28 Responses to “Letter to Noah”

  1. Anonymous Says:

    Where is Mr. Webster today?

    I’ll tell you where. He is buried in the Springfield Cemetary. Perhaps it is a little known fact that Mr. Webster lived in Springfield and his remains ‘remain’ in the same city’s historic cemetary. This explains the reason why the correct pronounciation of words/sounds throughout this great country of ours is consistent with our own here in the Pioneer Valley. As you watch and listen to the evening news the dialect you most frequently hear is ours and that is the reason for it. Rumor has it that our dialect is most closely related to that of Elizabethean English.
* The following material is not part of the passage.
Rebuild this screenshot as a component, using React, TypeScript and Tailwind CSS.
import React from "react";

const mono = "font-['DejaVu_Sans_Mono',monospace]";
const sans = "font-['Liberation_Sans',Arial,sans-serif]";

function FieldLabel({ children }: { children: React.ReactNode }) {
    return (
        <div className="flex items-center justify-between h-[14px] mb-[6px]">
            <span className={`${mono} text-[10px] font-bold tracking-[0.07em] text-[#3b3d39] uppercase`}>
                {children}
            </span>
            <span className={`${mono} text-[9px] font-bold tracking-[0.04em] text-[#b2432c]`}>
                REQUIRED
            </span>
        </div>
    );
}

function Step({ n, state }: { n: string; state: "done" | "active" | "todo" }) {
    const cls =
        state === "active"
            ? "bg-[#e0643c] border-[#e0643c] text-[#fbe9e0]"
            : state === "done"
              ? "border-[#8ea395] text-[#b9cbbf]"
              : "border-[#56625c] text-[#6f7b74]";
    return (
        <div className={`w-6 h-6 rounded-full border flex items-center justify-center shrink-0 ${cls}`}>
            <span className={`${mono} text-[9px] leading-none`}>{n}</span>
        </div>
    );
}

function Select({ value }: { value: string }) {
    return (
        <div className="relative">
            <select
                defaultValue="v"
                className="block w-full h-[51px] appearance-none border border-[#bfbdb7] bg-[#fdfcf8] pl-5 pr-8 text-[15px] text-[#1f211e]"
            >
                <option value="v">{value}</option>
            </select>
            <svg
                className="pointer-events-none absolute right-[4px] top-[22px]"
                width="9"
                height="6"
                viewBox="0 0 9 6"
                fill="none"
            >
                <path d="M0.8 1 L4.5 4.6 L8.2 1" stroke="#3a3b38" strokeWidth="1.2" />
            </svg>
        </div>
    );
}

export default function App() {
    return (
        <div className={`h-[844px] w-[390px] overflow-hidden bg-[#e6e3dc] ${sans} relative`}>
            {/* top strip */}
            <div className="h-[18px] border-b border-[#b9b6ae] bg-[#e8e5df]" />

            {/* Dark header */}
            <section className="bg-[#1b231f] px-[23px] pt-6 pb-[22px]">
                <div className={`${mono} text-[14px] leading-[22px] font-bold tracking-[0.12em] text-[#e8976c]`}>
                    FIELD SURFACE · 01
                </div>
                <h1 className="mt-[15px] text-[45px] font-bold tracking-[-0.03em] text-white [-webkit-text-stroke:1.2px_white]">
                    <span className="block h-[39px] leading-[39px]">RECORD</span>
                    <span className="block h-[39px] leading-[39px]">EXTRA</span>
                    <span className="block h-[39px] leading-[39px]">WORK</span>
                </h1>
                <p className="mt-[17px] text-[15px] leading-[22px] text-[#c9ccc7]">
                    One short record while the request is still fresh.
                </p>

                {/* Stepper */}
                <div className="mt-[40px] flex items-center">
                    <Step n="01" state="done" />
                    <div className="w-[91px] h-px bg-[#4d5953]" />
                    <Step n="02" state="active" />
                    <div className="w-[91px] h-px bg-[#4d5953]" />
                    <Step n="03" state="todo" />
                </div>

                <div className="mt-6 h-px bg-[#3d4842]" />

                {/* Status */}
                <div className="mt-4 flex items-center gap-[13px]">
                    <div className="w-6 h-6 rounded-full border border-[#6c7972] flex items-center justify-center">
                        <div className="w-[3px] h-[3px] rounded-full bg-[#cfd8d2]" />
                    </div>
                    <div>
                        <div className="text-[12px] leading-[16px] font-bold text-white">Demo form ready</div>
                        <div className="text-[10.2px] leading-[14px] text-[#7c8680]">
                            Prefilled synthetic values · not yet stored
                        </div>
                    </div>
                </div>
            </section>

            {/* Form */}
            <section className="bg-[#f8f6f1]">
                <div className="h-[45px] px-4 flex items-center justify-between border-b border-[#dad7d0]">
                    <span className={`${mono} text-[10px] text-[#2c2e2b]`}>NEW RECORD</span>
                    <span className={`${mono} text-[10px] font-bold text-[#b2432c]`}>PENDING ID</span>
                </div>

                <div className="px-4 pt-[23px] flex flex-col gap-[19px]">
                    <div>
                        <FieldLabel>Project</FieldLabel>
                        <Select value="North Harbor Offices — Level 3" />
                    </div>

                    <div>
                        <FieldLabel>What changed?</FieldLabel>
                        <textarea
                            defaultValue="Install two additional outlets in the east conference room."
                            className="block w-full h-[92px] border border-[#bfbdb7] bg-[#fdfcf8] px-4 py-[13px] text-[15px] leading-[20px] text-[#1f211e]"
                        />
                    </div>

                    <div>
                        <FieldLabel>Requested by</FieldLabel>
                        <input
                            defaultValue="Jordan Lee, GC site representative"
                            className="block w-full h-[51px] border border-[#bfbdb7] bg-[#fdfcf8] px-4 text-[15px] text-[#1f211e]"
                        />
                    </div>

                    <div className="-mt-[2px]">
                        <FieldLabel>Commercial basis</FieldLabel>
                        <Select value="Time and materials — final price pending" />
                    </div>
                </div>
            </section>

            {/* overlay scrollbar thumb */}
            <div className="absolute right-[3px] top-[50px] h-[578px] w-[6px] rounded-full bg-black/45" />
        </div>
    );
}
    Now Squirrelman, could it be that your ancestor (the one with the really wierd name) might have been friendly with Mr. Webster and might he possibly be buried in the old Springfield Cemetary?

  2. Anonymous Says:

    Squirrelman,

    You could take a trip to the Springfield Cemetary to pay Mr. Webster a visit and speak to him directly. He has plenty of time and he ain’t goin’ no where anytime soon.

    N

  3. School Marm Says:

    Mister Squirrel,

    I would like you to ask our little Rosalind if she might so very graciously requisition the new Squirrel’s Fictionary for each of our Naughties’ desks. I think this is oh so very important for the broadening of their minds. Yes the new fictionary is crucial to their academic development.

    Thank you kindly,

    S. Marm

  4. squirrel Says:

    Each of the naughties will have an autographed copy of the Fictionary. Em, it isn’t quite ready yet, though. I can’t seem to think of enough fake words.

  5. Johanna, the Naughtiest of the Naughties Says:

    AUTOGRAPHED COPIES OF MR. SQUIRREL’S FICTIONARIES FOR EVERYBODY!!!!!!
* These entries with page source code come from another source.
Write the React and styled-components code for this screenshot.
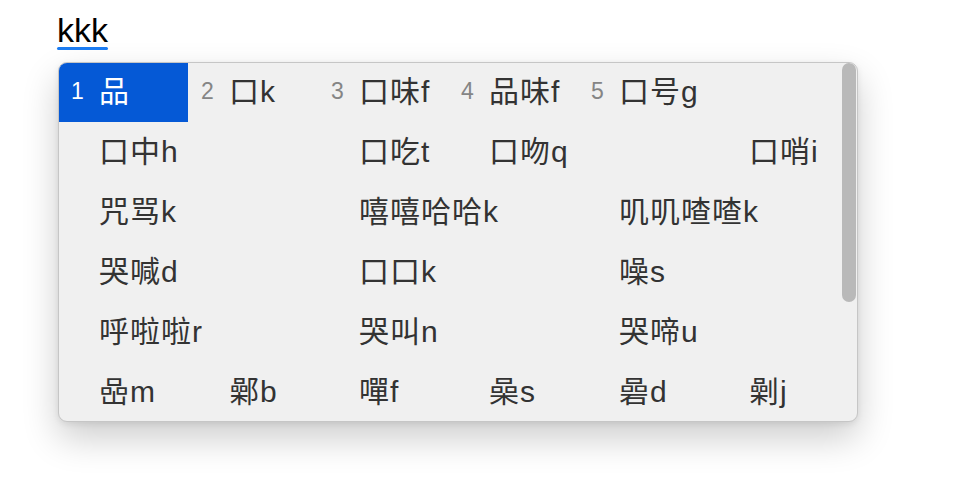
import React from 'react'
import styled, { createGlobalStyle } from 'styled-components'

const Global = createGlobalStyle`
    body {
        margin: 0;
        background: #ffffff;
        font-family: "Liberation Sans", "Noto Sans CJK SC", sans-serif;
    }
`

const Page = styled.div`
    min-height: 504px;
    box-sizing: border-box;
    padding: 14px 0 0 57px;
`

const Marked = styled.div`
    display: inline-flex;
    flex-direction: column;
    font-size: 34px;
    line-height: 32px;
    color: #000;
`

const MarkLine = styled.div`
    height: 3px;
    margin-top: 1px;
    border-radius: 2px;
    background: #1b7cf2;
`

const Panel = styled.div`
    display: flex;
    width: 800px;
    height: 360px;
    margin: 12px 0 0 1px;
    box-sizing: border-box;
    border: 1px solid #c6c6c6;
    border-radius: 9px;
    background: #f0f0f0;
    overflow: hidden;
    box-shadow: 0 16px 36px rgba(0, 0, 0, 0.2), 0 2px 6px rgba(0, 0, 0, 0.08);
`

const Grid = styled.div`
    display: grid;
    grid-template-columns: repeat(6, 130px);
    grid-auto-rows: 60px;
    margin: -1px 0 0 -1px;
`

const Cell = styled.div`
    grid-column: span ${p => p.span || 1};
    display: flex;
    align-items: center;
    padding: 0 0 1px 13px;
    background: ${p => p.active ? '#0559d6' : 'transparent'};
    color: ${p => p.active ? '#ffffff' : '#333333'};
`

const Num = styled.span`
    width: 28px;
    font-size: 23px;
    line-height: 1;
    color: ${p => p.active ? '#ffffff' : '#858585'};
`

const Word = styled.span`
    font-size: 30px;
    line-height: 1;
    letter-spacing: 1px;
    white-space: nowrap;
`

const Track = styled.div`
    flex: 1;
    padding: 0 1px 0 4px;
`

const Thumb = styled.div`
    height: 239px;
    border-radius: 8px;
    background: #b9b9b9;
`

const rows = [
    [['1', '品'], ['2', '口k'], ['3', '口味f'], ['4', '品味f'], ['5', '口号g']],
    [['', '口中h', 2], ['', '口吃t'], ['', '口吻q', 2], ['', '口哨i']],
    [['', '咒骂k', 2], ['', '嘻嘻哈哈k', 2], ['', '叽叽喳喳k', 2]],
    [['', '哭喊d', 2], ['', '口口k', 2], ['', '噪s', 2]],
    [['', '呼啦啦r', 2], ['', '哭叫n', 2], ['', '哭啼u', 2]],
    [['', '喦m'], ['', '鄵b'], ['', '嘽f'], ['', '喿s'], ['', '碞d'], ['', '劋j']],
]

function App() {
    return (
        <Page>
            <Global />
            <Marked>
                kkk
                <MarkLine />
            </Marked>
            <Panel>
                <Grid>
                    {rows.map((row, r) => row.map(([n, w, span], i) => {
                        const active = r === 0 && i === 0
                        return (
                            <Cell key={r + '-' + i} span={span} active={active}>
                                <Num active={active}>{n}</Num>
                                <Word>{w}</Word>
                            </Cell>
                        )
                    }))}
                    <Cell />
                </Grid>
                <Track>
                    <Thumb />
                </Track>
            </Panel>
        </Page>
    )
}

export default App
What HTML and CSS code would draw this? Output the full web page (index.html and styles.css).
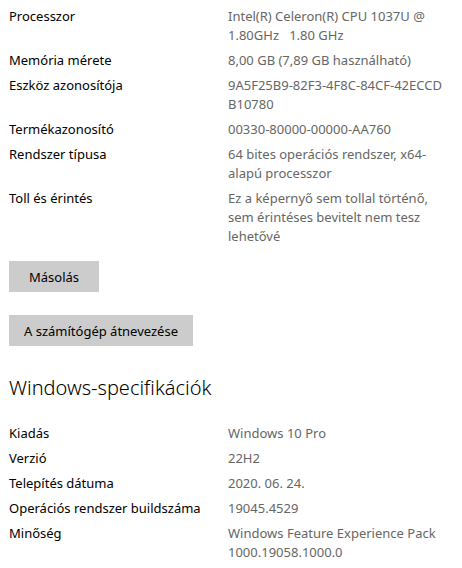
FILE: index.html
```html
<!DOCTYPE html>
<html lang="hu">
<head>
<meta charset="utf-8">
<title>Névjegy</title>
<link rel="stylesheet" href="styles.css">
</head>
<body>
<div class="page">
  <dl class="specs">
    <div class="row"><dt>Processzor</dt><dd>Intel(R) Celeron(R) CPU 1037U @<br>1.80GHz&nbsp;&nbsp; 1.80 GHz</dd></div>
    <div class="row"><dt>Memória mérete</dt><dd>8,00 GB (7,89 GB használható)</dd></div>
    <div class="row"><dt>Eszköz azonosítója</dt><dd>9A5F25B9-82F3-4F8C-84CF-42ECCD<br>B10780</dd></div>
    <div class="row"><dt>Termékazonosító</dt><dd>00330-80000-00000-AA760</dd></div>
    <div class="row"><dt>Rendszer típusa</dt><dd>64 bites operációs rendszer, x64-<br>alapú processzor</dd></div>
    <div class="row"><dt>Toll és érintés</dt><dd>Ez a képernyő sem tollal történő,<br>sem érintéses bevitelt nem tesz<br>lehetővé</dd></div>
  </dl>

  <div class="actions">
    <button class="btn btn-copy">Másolás</button>
    <button class="btn btn-rename">A számítógép átnevezése</button>
  </div>

  <h2 class="section-title">Windows-specifikációk</h2>

  <dl class="specs">
    <div class="row"><dt>Kiadás</dt><dd>Windows 10 Pro</dd></div>
    <div class="row"><dt>Verzió</dt><dd>22H2</dd></div>
    <div class="row"><dt>Telepítés dátuma</dt><dd>2020. 06. 24.</dd></div>
    <div class="row"><dt>Operációs rendszer buildszáma</dt><dd>19045.4529</dd></div>
    <div class="row"><dt>Minőség</dt><dd>Windows Feature Experience Pack<br>1000.19058.1000.0</dd></div>
  </dl>
</div>
</body>
</html>
```

FILE: styles.css
```css
html, body {
  margin: 0;
  padding: 0;
  background: #ffffff;
}

body {
  font-family: "Noto Sans", "Open Sans", sans-serif;
  font-size: 13px;
  color: #000000;
}

.page {
  padding: 7px 9px 0 9px;
}

.specs {
  margin: 0;
  display: flex;
  flex-direction: column;
  gap: 6px;
}

.row {
  display: grid;
  grid-template-columns: 219px 1fr;
  line-height: 19px;
}

.row dt {
  margin: 0;
  color: #000000;
}

.row dd {
  margin: 0;
  color: #666666;
}

.actions {
  display: flex;
  flex-direction: column;
  align-items: flex-start;
  gap: 23px;
  margin-top: 15px;
}

.btn {
  font-family: inherit;
  font-size: 13px;
  color: #000000;
  background: #cccccc;
  border: none;
  height: 31px;
  padding: 0 15px;
  min-width: 90px;
}

.section-title {
  margin: 28px 0 22px 0;
  font-size: 20px;
  font-weight: 300;
  line-height: 28px;
  color: #000000;
}
```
    HIP HIP HOOOOOOOORRRRAAAAAYYYYYYYYYYYYY!

  6. Johanna, the Naughtiest of the Naughties Says:

    Hmmmm. I wonder what we’ll do with our Fictionary?

  7. School Marm Says:

    Not to worry Johanna. Mister Squirrel will tutor each one of you Naughties personally in how a fictionary is to be used.

    S. Marm

  8. squirrel Says:

    and then I will take them over my knee and spank them with a birch switch.

  9. Anonymous Says:

    Was Noah Webster into animals? Did he build an ark?

  10. Anonymous Says:

    Will the rain we’ve been experiencing these last couple days along with whatever may lie ahead in the near future warrant the building of an ark?

  11. squirrel Says:

    Noah Webster into animals? My goodness, I don’t believe it.

  12. Anonymous Says:

    Can you think about a new fictious word about that for another entry into your fictionary?

    You could be looking at a real money maker here.

  13. Anonymous Says:

    Cancel any plans for building an ark. The rains have stopped.

  14. Jr Says:

    Shit, what am I gonna do with the one in my front yard?

  15. Anonymous Says:

    Use it for a planter and then should the need for an ark arrive you will be prepared. The only problem, it might be a tax liability.

  16. Anonymous Says:

    Re: The Lambatomy

    Wasn’t this some sort of dance craze?

    N

  17. Anonymous Says:

    They thought the cloud rat was extinct for the past 120 years but alas one has been found and I must say that for a rat he’s really kind of cute. Must be from the Squirrel side of the rodent family -eh.

  18. Jr Says:

    Sire:

    Looks like you’ve been at work creating an army of squirrel-droids to do your evil bidding

    http://gizmodo.com/386788/rocky-the-robo+squirrel-scares-the-hell-out-of-timid-woodland-creatures

  19. squirrel Says:

    There is a famous baseball player whose last name is pronounced Poo-holes. I know it’s very juvenile, but I laugh every time I hear that guy’s name.

  20. squirrel Says:

    The Lambatomy is similar to the forbidden dance, but it is slightly more pathological.

  21. squirrel Says:

    Squirrelbots!

  22. squirrel Says:

    A funny thing happened at Mastercuts recently . . .

  23. Jr Says:

    …went to get circumcised but discovered that you already were???

  24. Anonymous Says:

    This sounds like a discussion that only brothers could have.

    LOL

  25. squirrel Says:

    That’s not it, but you’re close.

  26. squirrel Says:

    my boss had a rototiller. One day, it started shooting metal parts all over the lawn. Now it’s called the “rotokilla.”

  27. squirrel Says:

    I will report soon. I haven’t quite finished making up the facts yet.

  28. Johanna, the Naughtiest of the Naughties Says:

    Oh Mr. Squirrel, can I help you with your report? Maybe your big pencils need to be sharpened? Can I sharpen your great big pencils? I love sharpening pencils. Marm says I’m the best pencils sharpener in the class.